A family choosing between two specific schools can search intelligently. A family that has not chosen between international, bilingual, private, or local education is still too early for a precise match.

Why does the number of children matter so much?

Each child adds school, bedroom, commute, and timing considerations. Multiple children may need different year groups, support levels, or start dates.

That can change the entire housing map.

What does “financing readiness” mean for buyers?

It means the family has a realistic purchase budget and understands whether funds, mortgage approval, or currency transfers are ready.

For renters, the equivalent is knowing the monthly budget and how quickly deposits or guarantees can be arranged.

Are serious renters affected by this too?

Yes.

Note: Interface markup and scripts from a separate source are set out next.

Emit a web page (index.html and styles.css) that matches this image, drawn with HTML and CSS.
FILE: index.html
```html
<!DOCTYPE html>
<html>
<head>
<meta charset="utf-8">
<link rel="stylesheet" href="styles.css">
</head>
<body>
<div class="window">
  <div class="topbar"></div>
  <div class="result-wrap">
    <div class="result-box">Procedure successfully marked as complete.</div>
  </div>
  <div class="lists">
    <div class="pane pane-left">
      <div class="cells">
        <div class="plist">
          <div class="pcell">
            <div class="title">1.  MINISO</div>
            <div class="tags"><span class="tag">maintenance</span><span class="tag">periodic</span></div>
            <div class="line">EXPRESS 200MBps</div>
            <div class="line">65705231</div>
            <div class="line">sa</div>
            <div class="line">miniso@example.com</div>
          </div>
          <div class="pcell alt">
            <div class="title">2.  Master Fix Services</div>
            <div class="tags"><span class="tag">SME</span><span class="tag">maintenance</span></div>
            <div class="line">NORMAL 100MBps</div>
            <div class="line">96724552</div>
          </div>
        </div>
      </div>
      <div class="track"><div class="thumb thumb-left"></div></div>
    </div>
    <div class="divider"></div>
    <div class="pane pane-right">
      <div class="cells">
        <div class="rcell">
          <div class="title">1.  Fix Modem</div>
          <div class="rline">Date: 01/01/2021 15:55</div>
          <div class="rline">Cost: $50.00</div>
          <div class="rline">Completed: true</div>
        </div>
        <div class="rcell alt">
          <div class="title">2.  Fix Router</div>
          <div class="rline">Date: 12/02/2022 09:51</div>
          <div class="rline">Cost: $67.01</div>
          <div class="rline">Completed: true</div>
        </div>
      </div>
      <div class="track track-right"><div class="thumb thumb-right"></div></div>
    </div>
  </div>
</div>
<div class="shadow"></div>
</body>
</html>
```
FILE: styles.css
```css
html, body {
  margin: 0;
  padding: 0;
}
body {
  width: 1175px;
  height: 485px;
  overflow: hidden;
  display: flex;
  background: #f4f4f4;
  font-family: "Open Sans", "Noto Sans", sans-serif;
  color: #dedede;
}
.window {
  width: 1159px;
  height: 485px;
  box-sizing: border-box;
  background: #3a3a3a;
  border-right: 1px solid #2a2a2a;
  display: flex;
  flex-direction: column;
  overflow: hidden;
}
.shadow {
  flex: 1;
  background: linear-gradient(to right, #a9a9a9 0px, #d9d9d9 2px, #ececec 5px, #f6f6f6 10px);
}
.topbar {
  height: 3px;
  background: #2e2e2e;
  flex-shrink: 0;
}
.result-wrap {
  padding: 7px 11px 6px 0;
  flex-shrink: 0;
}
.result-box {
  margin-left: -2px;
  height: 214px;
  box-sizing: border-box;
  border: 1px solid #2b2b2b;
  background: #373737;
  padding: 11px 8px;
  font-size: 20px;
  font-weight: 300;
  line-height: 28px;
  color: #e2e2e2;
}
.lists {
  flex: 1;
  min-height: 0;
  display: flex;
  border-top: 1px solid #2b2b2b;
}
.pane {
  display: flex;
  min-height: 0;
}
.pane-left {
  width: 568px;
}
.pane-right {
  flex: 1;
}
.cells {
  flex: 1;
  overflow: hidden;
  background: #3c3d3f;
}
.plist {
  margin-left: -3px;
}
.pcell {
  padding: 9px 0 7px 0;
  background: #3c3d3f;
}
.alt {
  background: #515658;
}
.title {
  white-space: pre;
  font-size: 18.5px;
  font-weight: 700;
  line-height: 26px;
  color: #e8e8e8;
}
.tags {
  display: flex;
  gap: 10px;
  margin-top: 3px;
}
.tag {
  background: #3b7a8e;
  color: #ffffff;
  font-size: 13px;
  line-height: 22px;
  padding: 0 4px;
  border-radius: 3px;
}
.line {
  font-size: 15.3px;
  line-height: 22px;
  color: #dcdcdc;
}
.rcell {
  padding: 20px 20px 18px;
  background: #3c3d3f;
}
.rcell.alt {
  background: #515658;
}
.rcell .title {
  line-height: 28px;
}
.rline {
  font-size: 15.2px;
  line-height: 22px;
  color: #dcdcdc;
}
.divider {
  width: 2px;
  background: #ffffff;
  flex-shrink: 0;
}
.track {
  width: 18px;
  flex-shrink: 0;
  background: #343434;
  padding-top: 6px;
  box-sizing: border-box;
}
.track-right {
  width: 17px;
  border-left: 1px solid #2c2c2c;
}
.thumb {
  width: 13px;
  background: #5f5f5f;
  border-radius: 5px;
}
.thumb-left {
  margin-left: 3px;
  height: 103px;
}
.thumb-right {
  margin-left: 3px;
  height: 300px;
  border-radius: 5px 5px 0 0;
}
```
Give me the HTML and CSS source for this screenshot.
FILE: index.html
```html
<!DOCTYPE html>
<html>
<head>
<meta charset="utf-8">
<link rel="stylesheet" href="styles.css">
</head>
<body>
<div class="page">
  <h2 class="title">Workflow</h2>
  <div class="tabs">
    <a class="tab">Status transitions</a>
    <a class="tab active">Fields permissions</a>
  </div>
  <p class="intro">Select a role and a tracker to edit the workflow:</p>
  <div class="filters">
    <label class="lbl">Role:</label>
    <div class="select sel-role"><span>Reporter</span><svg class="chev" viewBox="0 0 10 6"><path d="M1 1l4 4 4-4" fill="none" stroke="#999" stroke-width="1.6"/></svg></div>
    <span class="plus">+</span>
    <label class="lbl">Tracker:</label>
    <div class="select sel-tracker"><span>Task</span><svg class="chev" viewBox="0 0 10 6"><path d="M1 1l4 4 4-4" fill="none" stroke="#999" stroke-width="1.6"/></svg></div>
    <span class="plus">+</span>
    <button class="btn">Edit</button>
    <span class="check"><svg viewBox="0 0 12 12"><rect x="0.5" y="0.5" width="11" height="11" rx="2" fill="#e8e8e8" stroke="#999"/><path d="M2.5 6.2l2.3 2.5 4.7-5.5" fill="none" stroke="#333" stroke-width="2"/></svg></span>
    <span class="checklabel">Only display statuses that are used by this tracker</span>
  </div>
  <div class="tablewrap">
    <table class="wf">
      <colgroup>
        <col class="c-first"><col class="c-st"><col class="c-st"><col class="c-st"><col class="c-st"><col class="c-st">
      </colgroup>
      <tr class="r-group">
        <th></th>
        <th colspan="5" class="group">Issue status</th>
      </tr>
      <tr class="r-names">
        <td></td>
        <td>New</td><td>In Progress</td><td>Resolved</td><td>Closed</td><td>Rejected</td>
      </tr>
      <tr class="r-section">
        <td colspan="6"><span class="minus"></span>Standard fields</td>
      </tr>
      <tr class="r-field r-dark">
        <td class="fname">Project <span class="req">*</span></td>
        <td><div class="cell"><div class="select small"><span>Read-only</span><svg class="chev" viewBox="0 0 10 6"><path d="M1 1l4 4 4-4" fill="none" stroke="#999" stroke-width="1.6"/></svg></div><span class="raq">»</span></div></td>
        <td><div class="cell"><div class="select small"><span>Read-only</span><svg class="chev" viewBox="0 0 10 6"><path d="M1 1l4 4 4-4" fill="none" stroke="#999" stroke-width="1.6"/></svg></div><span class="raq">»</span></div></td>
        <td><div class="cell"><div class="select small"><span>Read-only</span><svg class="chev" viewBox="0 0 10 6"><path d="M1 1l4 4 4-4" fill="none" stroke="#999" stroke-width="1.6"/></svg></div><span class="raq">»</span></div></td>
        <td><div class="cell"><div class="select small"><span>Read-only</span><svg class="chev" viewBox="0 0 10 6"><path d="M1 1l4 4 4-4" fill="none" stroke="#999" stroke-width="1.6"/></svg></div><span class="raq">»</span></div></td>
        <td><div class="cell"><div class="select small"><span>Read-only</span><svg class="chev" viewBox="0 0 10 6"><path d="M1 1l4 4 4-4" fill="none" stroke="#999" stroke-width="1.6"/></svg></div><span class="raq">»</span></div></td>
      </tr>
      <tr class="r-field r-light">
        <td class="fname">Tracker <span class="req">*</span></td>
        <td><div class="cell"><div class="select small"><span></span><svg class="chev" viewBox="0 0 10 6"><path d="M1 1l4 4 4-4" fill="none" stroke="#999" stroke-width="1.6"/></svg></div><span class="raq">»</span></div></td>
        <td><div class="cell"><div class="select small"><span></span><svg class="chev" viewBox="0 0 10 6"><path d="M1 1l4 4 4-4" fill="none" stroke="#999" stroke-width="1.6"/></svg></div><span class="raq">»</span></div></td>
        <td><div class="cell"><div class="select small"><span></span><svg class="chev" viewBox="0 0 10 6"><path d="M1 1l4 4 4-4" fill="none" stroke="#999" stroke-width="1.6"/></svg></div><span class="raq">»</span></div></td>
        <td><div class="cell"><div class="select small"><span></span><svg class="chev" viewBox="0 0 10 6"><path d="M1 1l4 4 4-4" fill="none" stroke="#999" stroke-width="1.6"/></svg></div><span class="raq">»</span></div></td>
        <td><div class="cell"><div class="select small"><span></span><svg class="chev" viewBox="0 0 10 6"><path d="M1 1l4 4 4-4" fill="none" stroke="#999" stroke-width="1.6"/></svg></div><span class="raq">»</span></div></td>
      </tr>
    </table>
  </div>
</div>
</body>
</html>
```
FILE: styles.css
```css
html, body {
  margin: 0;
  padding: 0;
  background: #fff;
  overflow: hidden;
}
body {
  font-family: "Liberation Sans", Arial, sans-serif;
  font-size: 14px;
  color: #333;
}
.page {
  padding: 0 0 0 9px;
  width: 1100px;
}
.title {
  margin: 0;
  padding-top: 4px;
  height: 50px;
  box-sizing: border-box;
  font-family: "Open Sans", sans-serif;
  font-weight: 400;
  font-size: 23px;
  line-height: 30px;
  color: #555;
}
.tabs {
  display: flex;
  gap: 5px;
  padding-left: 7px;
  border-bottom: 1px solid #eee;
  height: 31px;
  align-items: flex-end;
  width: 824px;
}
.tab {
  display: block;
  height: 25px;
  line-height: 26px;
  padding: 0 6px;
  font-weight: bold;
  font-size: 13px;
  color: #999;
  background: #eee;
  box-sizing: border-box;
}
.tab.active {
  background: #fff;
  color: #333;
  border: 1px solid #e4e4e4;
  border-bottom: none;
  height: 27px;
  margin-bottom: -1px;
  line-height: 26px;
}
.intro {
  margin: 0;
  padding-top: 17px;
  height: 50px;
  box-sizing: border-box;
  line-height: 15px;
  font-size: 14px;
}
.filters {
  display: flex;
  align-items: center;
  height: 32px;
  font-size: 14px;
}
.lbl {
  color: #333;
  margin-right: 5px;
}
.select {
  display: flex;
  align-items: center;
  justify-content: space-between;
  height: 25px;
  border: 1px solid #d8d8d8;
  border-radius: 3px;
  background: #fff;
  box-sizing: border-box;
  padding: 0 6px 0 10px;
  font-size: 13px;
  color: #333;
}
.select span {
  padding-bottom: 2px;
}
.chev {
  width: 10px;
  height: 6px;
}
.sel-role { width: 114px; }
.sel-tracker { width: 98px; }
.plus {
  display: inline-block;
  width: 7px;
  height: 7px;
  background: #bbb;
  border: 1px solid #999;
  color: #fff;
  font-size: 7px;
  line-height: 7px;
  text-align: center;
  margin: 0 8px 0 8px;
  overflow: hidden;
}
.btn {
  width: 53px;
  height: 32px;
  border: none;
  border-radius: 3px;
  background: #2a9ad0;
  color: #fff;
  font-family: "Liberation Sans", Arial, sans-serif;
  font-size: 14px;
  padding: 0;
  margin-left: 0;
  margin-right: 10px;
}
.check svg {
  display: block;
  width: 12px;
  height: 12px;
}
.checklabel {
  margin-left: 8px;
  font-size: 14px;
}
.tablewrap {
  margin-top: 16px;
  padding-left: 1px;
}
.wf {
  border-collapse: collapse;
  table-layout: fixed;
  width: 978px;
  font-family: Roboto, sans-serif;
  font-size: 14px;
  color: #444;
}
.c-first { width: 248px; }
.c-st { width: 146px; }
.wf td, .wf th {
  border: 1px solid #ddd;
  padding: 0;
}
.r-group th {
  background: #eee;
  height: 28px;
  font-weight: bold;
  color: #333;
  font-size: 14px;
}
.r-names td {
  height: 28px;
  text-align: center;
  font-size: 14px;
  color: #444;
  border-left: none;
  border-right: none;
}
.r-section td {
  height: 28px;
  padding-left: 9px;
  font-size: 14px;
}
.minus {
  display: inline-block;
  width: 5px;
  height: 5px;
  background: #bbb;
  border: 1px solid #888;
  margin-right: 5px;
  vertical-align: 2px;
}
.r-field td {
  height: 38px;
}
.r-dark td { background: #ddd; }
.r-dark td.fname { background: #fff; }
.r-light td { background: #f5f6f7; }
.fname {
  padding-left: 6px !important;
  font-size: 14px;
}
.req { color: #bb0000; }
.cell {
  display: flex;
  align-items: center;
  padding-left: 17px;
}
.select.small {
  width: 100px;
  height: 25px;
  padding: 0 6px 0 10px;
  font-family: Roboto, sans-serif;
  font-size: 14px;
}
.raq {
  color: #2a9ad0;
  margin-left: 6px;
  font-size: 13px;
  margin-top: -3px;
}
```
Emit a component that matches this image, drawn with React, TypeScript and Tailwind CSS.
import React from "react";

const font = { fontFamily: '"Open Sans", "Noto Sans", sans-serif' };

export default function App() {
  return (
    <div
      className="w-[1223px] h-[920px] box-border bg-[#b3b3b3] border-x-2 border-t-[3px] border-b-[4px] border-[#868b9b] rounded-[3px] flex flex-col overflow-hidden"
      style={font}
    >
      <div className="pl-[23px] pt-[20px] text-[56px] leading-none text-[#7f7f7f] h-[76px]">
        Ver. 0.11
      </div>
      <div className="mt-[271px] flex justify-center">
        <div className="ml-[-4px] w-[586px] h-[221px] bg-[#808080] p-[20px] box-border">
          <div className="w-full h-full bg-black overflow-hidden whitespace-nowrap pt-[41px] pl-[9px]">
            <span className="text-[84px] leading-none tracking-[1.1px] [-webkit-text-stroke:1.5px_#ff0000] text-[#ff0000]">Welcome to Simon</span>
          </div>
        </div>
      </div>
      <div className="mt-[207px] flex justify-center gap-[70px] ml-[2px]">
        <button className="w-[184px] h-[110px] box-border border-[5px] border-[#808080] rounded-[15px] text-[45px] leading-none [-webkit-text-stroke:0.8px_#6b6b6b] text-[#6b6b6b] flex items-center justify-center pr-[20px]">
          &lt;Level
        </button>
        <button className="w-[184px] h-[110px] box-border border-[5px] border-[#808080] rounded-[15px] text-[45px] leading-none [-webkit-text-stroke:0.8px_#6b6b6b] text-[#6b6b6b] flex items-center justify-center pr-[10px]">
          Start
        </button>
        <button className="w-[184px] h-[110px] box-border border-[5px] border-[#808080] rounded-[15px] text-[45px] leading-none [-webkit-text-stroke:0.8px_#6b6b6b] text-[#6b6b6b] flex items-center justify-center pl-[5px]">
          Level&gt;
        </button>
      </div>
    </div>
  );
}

Rental searches can move quickly, especially for family-sized homes near desirable schools.

A renter without a school plan may lose time viewing homes in the wrong area.

What should a family send before asking for a property match?

Send your expected move date, number of children, school timeline, bedroom minimum, and budget range.

Adding commute preferences and urgency level will make the match stronger.

The Bottom Line for Families Moving to Israel

Do not begin with the apartment. Begin with the family operating plan.

Israel’s housing market rewards clarity. Families who know their school direction, move timing, bedroom needs, and budget can move quickly when the right property appears.

If those answers are still missing, pause the listing hunt. Build the plan first. Then enter the market as a serious family, not a vague inquiry.

Why We Care: Final Takeaways

  • School planning is now one of the strongest filters for Anglo family housing searches in Israel.
  • Families that delay education decisions often become slow, low-conversion property leads.
  • Stable monetary conditions are keeping serious buyers and renters active, so readiness matters.
  • The most useful first message is simple: move date, children, school timeline, bedroom minimum, and budget.
  • A well-planned relocation search respects Israel’s pace — practical, direct, and built for families ready to move.